After a heated debate on the issue, a sub-committee was formed that will work on a resolution to the matter.

An official of the petroleum ministry said that the Supreme Court had observed that CNG prices could be linked to an alternate fuel. Therefore, its price would be set at 80% parity with petroleum prices to discourage its use. The rate of the Gas Infrastructure Development Cess (GIDC) will also be enhanced to bring the price of CNG to 80% parity of petrol, he said.

He reiterated that the petroleum ministry wishes to restrict the use of CNG to the public sector only in order to discourage its widespread use, and that the matter will be taken up before the sub-committee.

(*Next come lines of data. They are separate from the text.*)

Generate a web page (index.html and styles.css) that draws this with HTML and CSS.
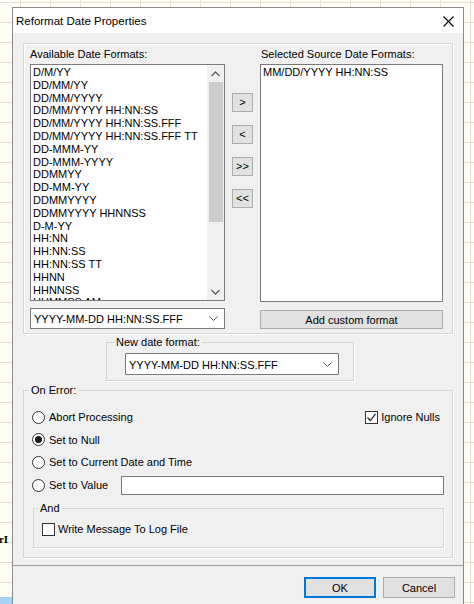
FILE: index.html
```html
<!DOCTYPE html>
<html lang="en">
<head>
    <meta charset="UTF-8">
    <meta name="viewport" content="width=device-width, initial-scale=1.0">
    <title>Reformat Date Properties</title>
    <link rel="stylesheet" href="styles.css">
</head>
<body>
    <div class="desk">
        <!-- sheet cells behind the dialog -->
        <span class="cell-text">HeaderI</span>
        <div class="cell-selected"></div>

        <div class="dialog">
            <div class="titlebar">
                <span class="title">Reformat Date Properties</span>
                <svg class="close" width="11" height="11" viewBox="0 0 11 11">
                    <path d="M0.5 0.5 L10.5 10.5 M10.5 0.5 L0.5 10.5" stroke="#000" stroke-width="1.1" fill="none"/>
                </svg>
            </div>

            <div class="formats">
                <div class="col col-left">
                    <div class="label">Available Date Formats:</div>
                    <div class="listbox">
                        <ul class="items">
                            <li>D/M/YY</li>
                            <li>DD/MM/YY</li>
                            <li>DD/MM/YYYY</li>
                            <li>DD/MM/YYYY HH:NN:SS</li>
                            <li>DD/MM/YYYY HH:NN:SS.FFF</li>
                            <li>DD/MM/YYYY HH:NN:SS.FFF TT</li>
                            <li>DD-MMM-YY</li>
                            <li>DD-MMM-YYYY</li>
                            <li>DDMMYY</li>
                            <li>DD-MM-YY</li>
                            <li>DDMMYYYY</li>
                            <li>DDMMYYYY HHNNSS</li>
                            <li>D-M-YY</li>
                            <li>HH:NN</li>
                            <li>HH:NN:SS</li>
                            <li>HH:NN:SS TT</li>
                            <li>HHNN</li>
                            <li>HHNNSS</li>
                            <li>HHMMSS AM</li>
                        </ul>
                        <div class="scrollbar">
                            <span class="sb-arrow">
                                <svg width="9" height="6" viewBox="0 0 9 6"><path d="M0.5 5 L4.5 1 L8.5 5" stroke="#606060" stroke-width="1.3" fill="none"/></svg>
                            </span>
                            <span class="sb-thumb"></span>
                            <span class="sb-track"></span>
                            <span class="sb-arrow">
                                <svg width="9" height="6" viewBox="0 0 9 6"><path d="M0.5 1 L4.5 5 L8.5 1" stroke="#606060" stroke-width="1.3" fill="none"/></svg>
                            </span>
                        </div>
                    </div>
                    <div class="combo">
                        <span>YYYY-MM-DD HH:NN:SS.FFF</span>
                        <svg width="9" height="5" viewBox="0 0 9 5"><path d="M0.5 0.5 L4.5 4.5 L8.5 0.5" stroke="#555" stroke-width="1" fill="none"/></svg>
                    </div>
                </div>

                <div class="movers">
                    <button class="btn small">&gt;</button>
                    <button class="btn small">&lt;</button>
                    <button class="btn small">&gt;&gt;</button>
                    <button class="btn small">&lt;&lt;</button>
                </div>

                <div class="col col-right">
                    <div class="label">Selected Source Date Formats:</div>
                    <div class="listbox tall">
                        <ul class="items">
                            <li>MM/DD/YYYY HH:NN:SS</li>
                        </ul>
                    </div>
                    <button class="btn add-custom">Add custom format</button>
                </div>
            </div>

            <fieldset class="group new-format">
                <legend>New date format:</legend>
                <div class="new-format-body">
                    <div class="combo">
                        <span>YYYY-MM-DD HH:NN:SS.FFF</span>
                        <svg width="9" height="5" viewBox="0 0 9 5"><path d="M0.5 0.5 L4.5 4.5 L8.5 0.5" stroke="#555" stroke-width="1" fill="none"/></svg>
                    </div>
                </div>
            </fieldset>

            <fieldset class="group on-error">
                <legend>On Error:</legend>
                <div class="on-error-body">
                    <div class="row">
                        <label class="choice"><span class="radio"></span>Abort Processing</label>
                        <label class="choice ignore-nulls"><span class="check checked">
                            <svg width="11" height="11" viewBox="0 0 11 11"><path d="M1.5 5.5 L4.3 8.5 L9.5 1.8" stroke="#222" stroke-width="1.2" fill="none"/></svg>
                        </span>Ignore Nulls</label>
                    </div>
                    <div class="row">
                        <label class="choice"><span class="radio selected"></span>Set to Null</label>
                    </div>
                    <div class="row">
                        <label class="choice"><span class="radio"></span>Set to Current Date and Time</label>
                    </div>
                    <div class="row">
                        <label class="choice"><span class="radio"></span>Set to Value</label>
                        <input class="value-input" type="text">
                    </div>

                    <fieldset class="group and-group">
                        <legend>And</legend>
                        <div class="row and-row">
                            <label class="choice"><span class="check"></span>Write Message To Log File</label>
                        </div>
                    </fieldset>
                </div>
            </fieldset>

            <div class="footer">
                <button class="btn wide ok">OK</button>
                <button class="btn wide">Cancel</button>
            </div>
        </div>
    </div>
</body>
</html>
```

FILE: styles.css
```css
:root {
    --face: #f0f0f0;
    --btn: #e1e1e1;
    --btn-border: #adadad;
    --field-border: #7a7a7a;
    --group-line: #d5d5d5;
    --accent: #0078d7;
    --sheet: #fffef6;
    --sheet-line: #e4dfcb;
}

* {
    margin: 0;
    padding: 0;
    box-sizing: border-box;
}

body {
    font-family: "Liberation Sans", Arial, sans-serif;
    font-size: 11px;
    color: #000;
    overflow: hidden;
    height: 604px;
}

.desk {
    position: relative;
    height: 604px;
    overflow: hidden;
    padding: 7px 0 0 12px;
    background-color: var(--sheet);
    background-image:
        linear-gradient(var(--sheet-line) 1px, transparent 1px),
        linear-gradient(90deg, var(--sheet-line) 1px, transparent 1px);
    background-size: 30px 20px;
    background-position: 20px 2px;
}

.cell-text {
    position: absolute;
    left: -31px;
    top: 533px;
    font-family: "Liberation Serif", serif;
    font-weight: bold;
    font-size: 11px;
}

.cell-selected {
    position: absolute;
    left: 0;
    top: 597px;
    width: 12px;
    height: 7px;
    background: #a9d1f3;
}

/* dialog window, runs on below the sheet's visible area */
.dialog {
    position: relative;
    width: 452px;
    height: 597px;
    background: var(--face);
    border: 1px solid #8c8c8c;
    border-bottom: none;
}

.titlebar {
    display: flex;
    align-items: center;
    justify-content: space-between;
    height: 25px;
    padding: 0 9px 0 3px;
    background: #fff;
}

.title {
    font-size: 11.5px;
}

.close {
    margin-top: 1px;
}

/* date format pickers */
.formats {
    display: flex;
    width: 430px;
    margin: 10px 0 0 10px;
    padding: 3px 9px 4px 6px;
    border: 1px solid var(--group-line);
    box-shadow: 1px 1px 0 #fff, inset 1px 1px 0 #fff;
}

.col {
    display: flex;
    flex-direction: column;
}

.col-left {
    width: 195px;
}

.col-right {
    width: 183px;
}

.label {
    line-height: 15px;
    margin-bottom: 2px;
}

.col-right .label {
    padding-left: 1px;
}

.listbox {
    display: flex;
    height: 237px;
    background: #fff;
    border: 1px solid var(--field-border);
}

.listbox.tall {
    height: 238px;
}

.items {
    flex: 1;
    list-style: none;
    overflow: hidden;
    padding: 1px 0 0 2px;
    line-height: 12.8px;
    white-space: nowrap;
}

.scrollbar {
    display: flex;
    flex-direction: column;
    width: 17px;
    background: var(--face);
}

.sb-arrow {
    display: flex;
    align-items: center;
    justify-content: center;
    height: 17px;
}

.sb-thumb {
    height: 140px;
    margin: 0 1px 0 2px;
    background: #cdcdcd;
}

.sb-track {
    flex: 1;
}

.combo {
    display: flex;
    align-items: center;
    justify-content: space-between;
    height: 21px;
    margin-top: 7px;
    padding: 0 6px 0 3px;
    background: #fff;
    border: 1px solid var(--field-border);
}

.combo span {
    padding-top: 1px;
}

.movers {
    display: flex;
    flex-direction: column;
    gap: 13px;
    padding-top: 46px;
    margin: 0 7px;
}

.btn {
    font-family: inherit;
    font-size: 11px;
    color: #000;
    background: var(--btn);
    border: 1px solid var(--btn-border);
}

.btn.small {
    width: 21px;
    height: 19px;
    line-height: 15px;
}

.add-custom {
    height: 19px;
    margin-top: 8px;
}

/* group boxes */
.group {
    border: 1px solid var(--group-line);
    box-shadow: 1px 1px 0 #fff;
}

.group legend {
    padding: 0 2px;
    line-height: 14px;
}

.new-format {
    width: 248px;
    margin: 1px 0 0 93px;
}

.new-format legend {
    margin-left: 7px;
}

.new-format-body {
    padding: 0 14px 5px 18px;
}

.new-format .combo {
    height: 22px;
    margin-top: 4px;
}

.on-error {
    width: 430px;
    margin: 2px 0 0 10px;
}

.on-error legend {
    margin-left: 5px;
}

.on-error-body {
    padding: 9px 0 9px 0;
}

.row {
    display: flex;
    align-items: center;
    height: 22.6px;
    padding-left: 8px;
}

.choice {
    display: flex;
    align-items: center;
}

.radio {
    width: 13px;
    height: 13px;
    margin-right: 4px;
    border: 1px solid #333;
    border-radius: 50%;
    background: #fff;
    display: flex;
    align-items: center;
    justify-content: center;
}

.radio.selected::after {
    content: "";
    width: 7px;
    height: 7px;
    border-radius: 50%;
    background: #1a1a1a;
}

.check {
    display: flex;
    align-items: center;
    justify-content: center;
    width: 13px;
    height: 13px;
    margin-right: 3px;
    border: 1px solid #333;
    background: #fff;
}

.ignore-nulls {
    margin-left: auto;
    margin-right: 12px;
}

.value-input {
    width: 323px;
    height: 19px;
    margin-left: auto;
    margin-right: 8px;
    border: 1px solid var(--field-border);
    background: #fff;
    outline: none;
}

.and-group {
    width: 411px;
    margin: 5px 0 0 9px;
}

.and-group legend {
    margin-left: 4px;
}

.and-row {
    height: 20px;
    margin: 4px 0 8px;
}

/* dialog buttons */
.footer {
    display: flex;
    justify-content: flex-end;
    gap: 7px;
    margin-top: 7px;
    padding: 11px 8px 0 0;
    border-top: 1px solid #a0a0a0;
}

.btn.wide {
    width: 72px;
    height: 21px;
}

.btn.ok {
    border-color: var(--accent);
    box-shadow: inset 0 0 0 1px var(--accent);
}
```
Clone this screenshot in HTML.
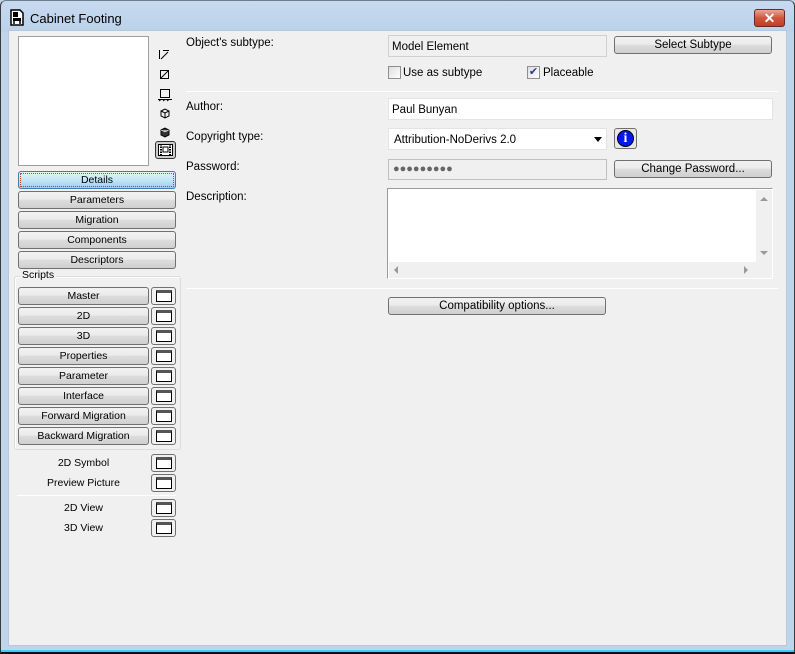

According to the petroleum ministry, the consumption of gas as CNG fuel has witnessed explosive growth in the last 6-7 years. Unfortunately, much of this growth has happened at a time when the supply of gas has not witnessed any significant increase. Accordingly, the growth is met by restricting the supply of gas to other critical sectors of the economy – most notably the power and fertiliser sectors. At present, gas demanded by the CNG sector accounts for nearly 16% (437 million cubic feet per day) of the system pipeline gas (2,796 million cubic feet per day), which puts a significant burden on the country’s limited energy resources.

Published in The Express Tribune, December 23rd, 2012.